The Čezeta debuted in 1957 and was the former Czechoslovakia’s contribution to this golden age of motor scooters. Immediately distinguishable from its contemporaries by its very different design which included a long front section ahead of the driver that terminated in a single headlamp, this aspect of the vehicle’s design would see it given the affectionate nickname of “Pig” in its homeland. Indeed, with its long snout, the Čezeta resembled that farm animal more than anything else.
The Čezeta exists in both a classic and a modern line. The classic line was produced from 1957 to 1964 and encompassed three versions.
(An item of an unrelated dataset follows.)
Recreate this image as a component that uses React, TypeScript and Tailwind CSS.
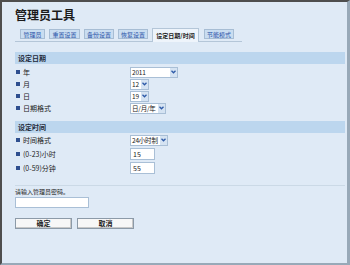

The Čezeta was revived in modern form in 2017; though the classic shape has been kept, the modern version is a very different breed of pig from the classic.
Let’s spend some time with the Čezeta:
The Right Man for the Job
The Čezeta was designed by Jaroslav František Koch (1893-1983). Born in a small village near Prague, Koch studied industrial design and spent the First World War and immediate post war years working for aircraft companies.
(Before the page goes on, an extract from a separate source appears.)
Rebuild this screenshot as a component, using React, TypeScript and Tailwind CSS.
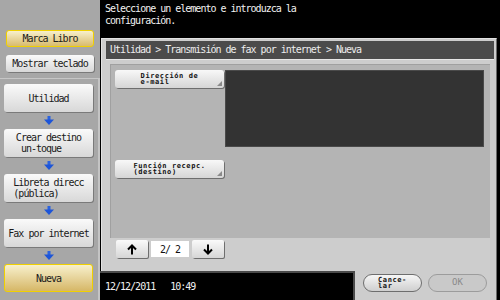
const mono = "font-['DejaVu_Sans_Mono','Liberation_Mono',monospace]";

function BlueArrow() {
  return (
    <svg width="10" height="9" viewBox="0 0 10 9">
      <rect x="3.5" y="0" width="3" height="4" fill="#2a62e0" />
      <polygon points="0,3.5 10,3.5 5,9" fill="#1d55d8" />
    </svg>
  );
}

function Corner() {
  return (
    <svg width="5" height="5" viewBox="0 0 5 5" className="absolute right-[2px] bottom-[2px]">
      <polygon points="5,0 5,5 0,5" fill="#8a8a8a" />
    </svg>
  );
}

function NavButton({ label, active }: { label: string; active?: boolean }) {
  return (
    <div
      className={
        active
          ? "h-[28px] w-[89px] rounded-[3px] border border-[#f0d000] bg-gradient-to-b from-[#f7f0cc] to-[#d6b766] flex items-center justify-center text-[#1a1a1a]"
          : "h-[28px] w-[89px] rounded-[3px] bg-gradient-to-b from-[#fafafa] to-[#d8d8d8] shadow-[1px_1px_0_#7a7a7a] flex items-center justify-center text-[#1a1a1a]"
      }
    >
      <span className="inline-block text-left whitespace-pre leading-[11px]">{label}</span>
    </div>
  );
}

function FieldButton({ label }: { label: string }) {
  return (
    <div className="relative h-[18px] w-[109px] shrink-0 rounded-[3px] bg-gradient-to-b from-[#f8f8f8] to-[#d6d6d6] shadow-[1px_1px_0_#6e6e6e] flex items-center justify-center">
      <span className="inline-block text-left whitespace-pre text-[7px] leading-[6px] tracking-[0.6px] font-bold text-[#111]">
        {label}
      </span>
      <Corner />
    </div>
  );
}

function PageButton({ up }: { up?: boolean }) {
  return (
    <div className="h-[18px] w-[32px] rounded-[2px] bg-gradient-to-b from-[#fafafa] to-[#d6d6d6] shadow-[1px_1px_0_#6e6e6e] flex items-center justify-center">
      <svg width="10" height="11" viewBox="0 0 10 11">
        {up ? (
          <path d="M5 10.5 V1.5 M1 5.5 L5 1.5 L9 5.5" stroke="#000" strokeWidth="2" fill="none" />
        ) : (
          <path d="M5 0.5 V9.5 M1 5.5 L5 9.5 L9 5.5" stroke="#000" strokeWidth="2" fill="none" />
        )}
      </svg>
    </div>
  );
}

export default function App() {
  return (
    <div className={`w-[500px] h-[300px] flex bg-black overflow-hidden text-[10px] tracking-[-1px] ${mono}`}>
      {/* columna izquierda */}
      <div className="w-[100px] h-full flex flex-col bg-[#a7a7a7]">
        <div className="h-[79px] flex flex-col items-center pt-[30px] gap-[8px] border-b border-[#c6c6c6]">
          <div className="h-[17px] w-[88px] rounded-[3px] border border-[#f0d000] bg-gradient-to-b from-[#f7f0cc] to-[#d8bb6c] flex items-center justify-center text-[#1a1a1a]">
            Marca Libro
          </div>
          <div className="h-[17px] w-[88px] rounded-[3px] bg-gradient-to-b from-[#fafafa] to-[#d8d8d8] shadow-[1px_1px_0_#7a7a7a] flex items-center justify-center text-[#1a1a1a]">
            Mostrar teclado
          </div>
        </div>
        <div className="flex-1 flex flex-col items-center pt-[5px] pr-[6px] pl-[5px] border-r-2 border-[#c4c4c4]">
          <NavButton label="Utilidad" />
          <div className="h-[17px] flex items-center"><BlueArrow /></div>
          <NavButton label={"Crear destino\n un-toque"} />
          <div className="h-[17px] flex items-center"><BlueArrow /></div>
          <NavButton label={"Libreta direcc\n(pública)"} />
          <div className="h-[17px] flex items-center"><BlueArrow /></div>
          <NavButton label="Fax por internet" />
          <div className="h-[17px] flex items-center"><BlueArrow /></div>
          <NavButton label="Nueva" active />
        </div>
      </div>

      {/* columna derecha */}
      <div className="w-[400px] h-full flex flex-col">
        <div className="h-[38px] pl-[5px] pt-[3px] text-[#f2f2f2] leading-[12px]">
          <div>Seleccione un elemento e introduzca la</div>
          <div>configuración.</div>
        </div>

        <div className="h-[233px] w-[396px] ml-[1px] bg-[#cdcdcd] border-t border-l border-[#e2e2e2] border-r border-r-[#6a6a6a] flex flex-col">
          <div className="mt-[2px] ml-[4px] w-[388px] h-[19px] bg-[#4b4b4b] border-b border-[#e6e6e6] pl-[4px] leading-[18px] text-[#ededed]">
            Utilidad &gt; Transmisión de fax por internet &gt; Nueva
          </div>
          <div className="mt-[4px] ml-[8px] w-[380px] h-[174px] bg-[#b4b4b4] border-t border-l border-[#a0a0a0] pl-[4px] pt-[5px]">
            <div className="flex items-start">
              <FieldButton label={"Dirección de\ne-mail"} />
              <div className="ml-[1px] w-[259px] h-[77px] bg-[#333333] border border-[#4a4a4a]" />
            </div>
            <div className="mt-[13px]">
              <FieldButton label={"Función recepc.\n(destino)"} />
            </div>
          </div>
          <div className="mt-[2px] ml-[14px] flex items-center gap-[3px]">
            <PageButton up />
            <div className="h-[16px] w-[38px] bg-white flex items-center justify-center text-[#111] whitespace-pre">
              2/ 2
            </div>
            <PageButton />
          </div>
        </div>

        <div className="flex-1 flex">
          <div className="w-[255px] border-t-2 border-r-2 border-[#4a4a4a] pl-[5px] pt-[8px] text-[#f2f2f2] whitespace-pre leading-[12px]">
            12/12/2011   10:49
          </div>
          <div className="w-[142px] bg-[#cdcdcd] border-r border-[#6a6a6a] flex items-start pt-[3px] pl-[8px] gap-[6px]">
            <div className="h-[18px] w-[59px] rounded-full border border-[#6e6e6e] bg-gradient-to-b from-[#f6f6f6] to-[#cfcfcf] flex items-center justify-center">
              <span className="inline-block text-left whitespace-pre text-[7px] leading-[6px] tracking-[0.6px] font-bold text-[#111]">
                {"Cance-\nlar"}
              </span>
            </div>
            <div className="h-[18px] w-[59px] rounded-full border border-[#9c9c9c] bg-[#c9c9c9] flex items-center justify-center text-[#8a8a8a] tracking-normal text-[9px]">
              OK
            </div>
          </div>
        </div>
      </div>
    </div>
  );
}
Koch was an accomplished motorcycle racer and was responsible for designing the legendary Praga BD 500 series of motorcycles which were produced between 1927 and 1935.
In 1940, shortly before being hired by Česka Zbrojovka (ČZ) at the company’s Strakonice factory, Koch took out a patent on a scooter of quite revolutionary monocoque design. A Monocoque design uses the vehicle’s body shell to give structural inegrity and strength rather than a separate internal frame that the body shell could be attached to. The biggest advantage to the monocoque frame was savings in materials and weight.
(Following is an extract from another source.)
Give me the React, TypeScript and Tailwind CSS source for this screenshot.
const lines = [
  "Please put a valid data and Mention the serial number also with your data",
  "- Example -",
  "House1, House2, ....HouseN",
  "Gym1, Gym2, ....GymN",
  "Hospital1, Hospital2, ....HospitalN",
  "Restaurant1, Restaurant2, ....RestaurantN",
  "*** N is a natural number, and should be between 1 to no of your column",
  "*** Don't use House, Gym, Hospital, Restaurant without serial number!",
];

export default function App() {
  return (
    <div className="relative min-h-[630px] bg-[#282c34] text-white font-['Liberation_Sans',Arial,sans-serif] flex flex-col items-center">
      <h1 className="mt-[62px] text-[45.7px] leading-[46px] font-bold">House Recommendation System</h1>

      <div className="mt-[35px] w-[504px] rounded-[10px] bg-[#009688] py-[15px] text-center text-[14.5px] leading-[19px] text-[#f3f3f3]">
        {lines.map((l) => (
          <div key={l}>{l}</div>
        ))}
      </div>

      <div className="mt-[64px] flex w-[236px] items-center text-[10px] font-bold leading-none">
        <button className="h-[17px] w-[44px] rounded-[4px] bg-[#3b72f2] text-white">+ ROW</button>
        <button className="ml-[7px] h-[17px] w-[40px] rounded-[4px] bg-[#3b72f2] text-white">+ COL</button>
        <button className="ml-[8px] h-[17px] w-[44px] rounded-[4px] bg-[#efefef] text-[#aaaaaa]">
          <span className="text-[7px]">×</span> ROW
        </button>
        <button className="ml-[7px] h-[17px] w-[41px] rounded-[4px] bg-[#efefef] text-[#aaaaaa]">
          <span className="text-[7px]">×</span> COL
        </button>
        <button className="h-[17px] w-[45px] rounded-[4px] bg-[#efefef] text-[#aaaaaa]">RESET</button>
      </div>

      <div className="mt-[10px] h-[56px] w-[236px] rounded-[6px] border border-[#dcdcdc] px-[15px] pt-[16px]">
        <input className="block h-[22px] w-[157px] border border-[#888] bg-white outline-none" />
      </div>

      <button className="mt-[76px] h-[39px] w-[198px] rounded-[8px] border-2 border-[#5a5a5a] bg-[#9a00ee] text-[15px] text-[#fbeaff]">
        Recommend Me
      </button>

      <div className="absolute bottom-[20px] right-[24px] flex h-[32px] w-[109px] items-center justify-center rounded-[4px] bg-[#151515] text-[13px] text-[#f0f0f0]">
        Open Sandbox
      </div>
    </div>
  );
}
ČZ Strakonice became one of the world’s most prolific and successful producers of racing motorcycles from the immediate post World War two years to the mid 1980s. Koch was truly in his element and it was during his time at ČZ that he designed the Čezeta.
A Scooter Apart
The design of the Čezeta was a clear departure from those of its contemporaries. Other than satisfying the requirements to classify as a scooter for licensing purposes and giving young people in the former Czechoslovakia and other former Socialist countries in Europe a taste of affordable freedom that western scooters were giving to the youth in other parts of the world, the Čezeta was a very different animal indeed as scooters went.
Aside of the aforementioned monocoque body design and “snout” on the front, the Čezeta also featured a notably longer wheel base than other scooters. The advantages of all these features gave the Čezeta a very strong structure, better ergonomics for both driver and passenger as well as improved cargo carrying ability. The “snout” was the key to the Čezeta being able to carry more than other scooters as it allowed the fuel tank to be put out front in a position over the front wheel, thus freeing up more cargo space under the seat. It also created space for a small luggage rack to be mounted on the front section of the scooter.
The classic line of Čezeta scooters comprised three series: 501, 502 and 505. The 501 and 502 were scooters in the truest sense while the 505 brought the utilitarian qualities of the vehicle to the fore.
The 501 series was built between 1957 and 1960 and was built in six sub-variants which were primarily differentiated by changes to the engine and its cooling system.
Debuting in 1960, the 502 series brought a number of improvements including better suspension and engine starting systems. The 502 also brought with it a modest increase in maximum speed and significant improvements in cargo and passenger carrying ability in the form of an available trailer and the ability to be fitted with a side car. The sidecar itself was made by a company called Drupol and was given the name “Druzeta”. The 502 series was built until 1963 and existed in four sub-variants.
An interesting chapter of the Čezeta story occured in 1960 when the NZeta debuted. The NZeta was a license produced version of the Čezeta made in New Zealand from imported Čezeta components and 25% locally made parts in accordance with import laws at the time. NZeta production lasted for three years.
Built between 1962 and 1964, the 505 series took the front end of the 502 series and married it to a steel rear frame to create a tricycle vehicle with an emphasis on transport. The 505 could be fitted with a variety of rear cargo sections that included flatbed and cargo box options as well as a van body with a completely enclosed cabin for the driver.
The 505 series had a maximun hauling capacity of around 200 kilograms which made it quite useful for small delivery and courier work as well as light transport around agricultural and industrial sites.
All members of the classic Čezeta line could be fitted with an optional clear plastic windshield for increased protection from debris.
The “Pig” Today and Learning More
Roughly 20 years after the last Čezeta was built, ČZ Strakonice faded from the motorcycle manufacturing landscape and the scooters they produced became collectible rarities. Today, the best chance of seeing one of these classic scooters is at a vintage automobile event or automobile museum in the Czech Republic.
The rights to the Čezeta name and design were purchased by Prague based British expatriate, Neil Eamonn Smith. Smith set up the Čezeta Motors s.r.o. company in 2013 to begin the production of a new generation of scooters under the Čezeta name. The first of this new generation debuted in 2017 as the series 506.
While the new generation of the scooter has faithfully kept the look of the classic line, everything else is different. The 506 series is fully electric rather than petrol powered and has a composite material body shell over an internal frame as opposed to the metal monocoque construction of the classic series.
The new Čezeta is planned to be limited production only and built to order by individual buyer. As such, the new series is aimed for those with a taste for nostalgia rather than a want for utility.